Tribuna

Antonio porras nadales

Catedrático de Derecho Constitucional

La cigarra y la hormiga

Los soldados del duque de Angulema han sido sustituidos por los "hombre de negro", los representantes de las potencias cuyos bancos tienen el grueso de nuestra deuda

La cigarra y la hormiga La cigarra y la hormiga

La cigarra y la hormiga / rOSELL

Como sucede con los cuentos clásicos, es una historia que se repite de forma interminable. En realidad, la tenemos aquí de nuevo: los países nórdicos nos están tirando de las orejas recordando que la capacidad del banco central europeo para atender a la deuda de los países no es interminable, y que hay que apretarse el cinturón. Las prudentes y trabajadoras democracias del norte nos recuerdan a las derrochadoras democracias del sur que no estamos haciendo bien los deberes; que estamos tirando indolentemente del gasto público sin recordar que la deuda hay que devolverla.

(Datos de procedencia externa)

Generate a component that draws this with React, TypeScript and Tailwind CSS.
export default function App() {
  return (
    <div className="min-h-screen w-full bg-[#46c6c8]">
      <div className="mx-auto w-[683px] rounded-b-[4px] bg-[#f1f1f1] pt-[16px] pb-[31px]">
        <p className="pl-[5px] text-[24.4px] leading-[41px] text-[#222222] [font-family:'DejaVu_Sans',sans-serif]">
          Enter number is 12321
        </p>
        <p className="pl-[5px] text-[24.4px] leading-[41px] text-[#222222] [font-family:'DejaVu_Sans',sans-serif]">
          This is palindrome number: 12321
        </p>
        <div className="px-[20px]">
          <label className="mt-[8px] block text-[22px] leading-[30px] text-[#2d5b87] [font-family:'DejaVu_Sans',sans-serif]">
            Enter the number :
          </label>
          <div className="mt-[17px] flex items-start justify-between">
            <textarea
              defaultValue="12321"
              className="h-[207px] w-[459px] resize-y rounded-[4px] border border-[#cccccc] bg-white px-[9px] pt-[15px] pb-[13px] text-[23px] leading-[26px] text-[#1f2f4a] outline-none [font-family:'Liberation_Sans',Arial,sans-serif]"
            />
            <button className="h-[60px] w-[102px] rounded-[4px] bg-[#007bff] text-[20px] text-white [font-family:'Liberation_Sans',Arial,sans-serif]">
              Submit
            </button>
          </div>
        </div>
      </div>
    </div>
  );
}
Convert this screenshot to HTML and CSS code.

Hace justo diez años ya pasó lo mismo, cuando vivíamos una pesadilla colectiva a costa de las primas de riesgo: tuvo que venir papá Mario Draghi, al frente del Banco Central Europeo, a sacarnos del atolladero ¿lo recuerdan? "Y créanme, será suficiente", fue la lapidaria frase que acabó con las especulaciones que tenían a nuestros países al borde de la quiebra, la temida "default", como se dice ahora. ¿Será que en una década aún no hemos aprendido?

En realidad, el cuento tiene incluso otras versiones anteriores. Justo hace dos siglos, la cosa fue aún más dramática: cuando el Trienio Liberal (1820-23) las nacientes democracias del sur europeo (Portugal, España, Italia, Grecia) vivieron unos levantamientos populares que fueron vistos como una amenaza por las monarquías restauradas del norte, consolidadas en una Santa Alianza tras el Congreso de Viena de 1815. Y tuvo que venir a España el duque de Angulema, al frente de los Cien Mil hijos de San Luis, a restaurar en su trono absoluto al infame Fernando VII. Era la consagración del orden europeo, donde los países del norte abordaban una nueva dinámica que debía conducir a la revolución industrial mientras los países del sur quedábamos condenamos a ser la reserva agraria del opulento norte.

En la versión del siglo XXI, los soldados del duque de Angulema han sido sustituidos por los "hombre de negro", los representantes de las potencias cuyos bancos tienen el grueso de nuestra deuda, que vienen a poner orden en nuestras cuentas. No será la primera vez que las potencias desarrolladas utilizan la deuda de los países atrasados como instrumento de control.

¿Por qué el cuento se repite a lo largo de la historia? ¿Será que, en efecto, los países del sur somos unos derrochadores que nos empeñamos en gastar lo que no tenemos pidiendo prestado sin el menor rigor, actuando como la imprevisora cigarra y no como la diligente hormiga?

De acuerdo con los viejos dogmas keynesianos cuya filosofía preside la política financiera de los estados desde mediados del siglo XX, los momentos de recesión requieren de medidas activas y estimuladoras que sólo pueden lograrse a costa de un mayor gasto público. Pero precisamente en momentos de recesión los ingresos fiscales descienden y el incremento del gasto sólo puede abordarse a base de deuda pública. Por eso la triste sensación de que la filosofía keynesiana haya dejado de funcionar: porque según Keynes las economías o están en fase de ascenso o en fase de recesión, pero no en las dos cosas al mismo tiempo. Y la stagflation consiste precisamente en eso, en que la economía frena y acelera al mismo tiempo. La paradoja histórica donde nuevamente nos encontramos. Una cuadratura del círculo que ahora pone la pelota en el tejado de la propia Unión Europea.

En el mundo de los negocios y de las finanzas, se dice que todo es al final una cuestión de confianza: los mercados internacionales cotizan los títulos de deuda según la confianza que ofrece cada país a la hora de su devolución. Cuando un país concreto tiene una deuda excesivamente alta y sigue derrochando dinero público, suscitará una nube de desconfianza.

La conclusión provisional parece muy sencilla: entones, será que las democracias del sur europeo no somos de fiar. ¿Son de fiar los griegos, somos de fiar los españoles? Antes de mirar al horizonte, por si atisbamos la llegada de los hombres de negro, convendría que nos miráramos a nosotros mismos, pensando si somos un país seguro que suscita la necesaria confianza. Pero si somos sinceros, y nos miramos a nosotros mismos con una mínima perspectiva crítica, seguramente nos aparecerán muchas dudas: tenemos una coalición de gobierno que no funciona, una política exterior errática, un orden territorial descabalado, una administración de justicia instalada en la crisis permanente, etc., etc.

La pregunta de si somos un no un país de fiar nos sitúa al final ante el proceloso dilema de la cigarra y la hormiga.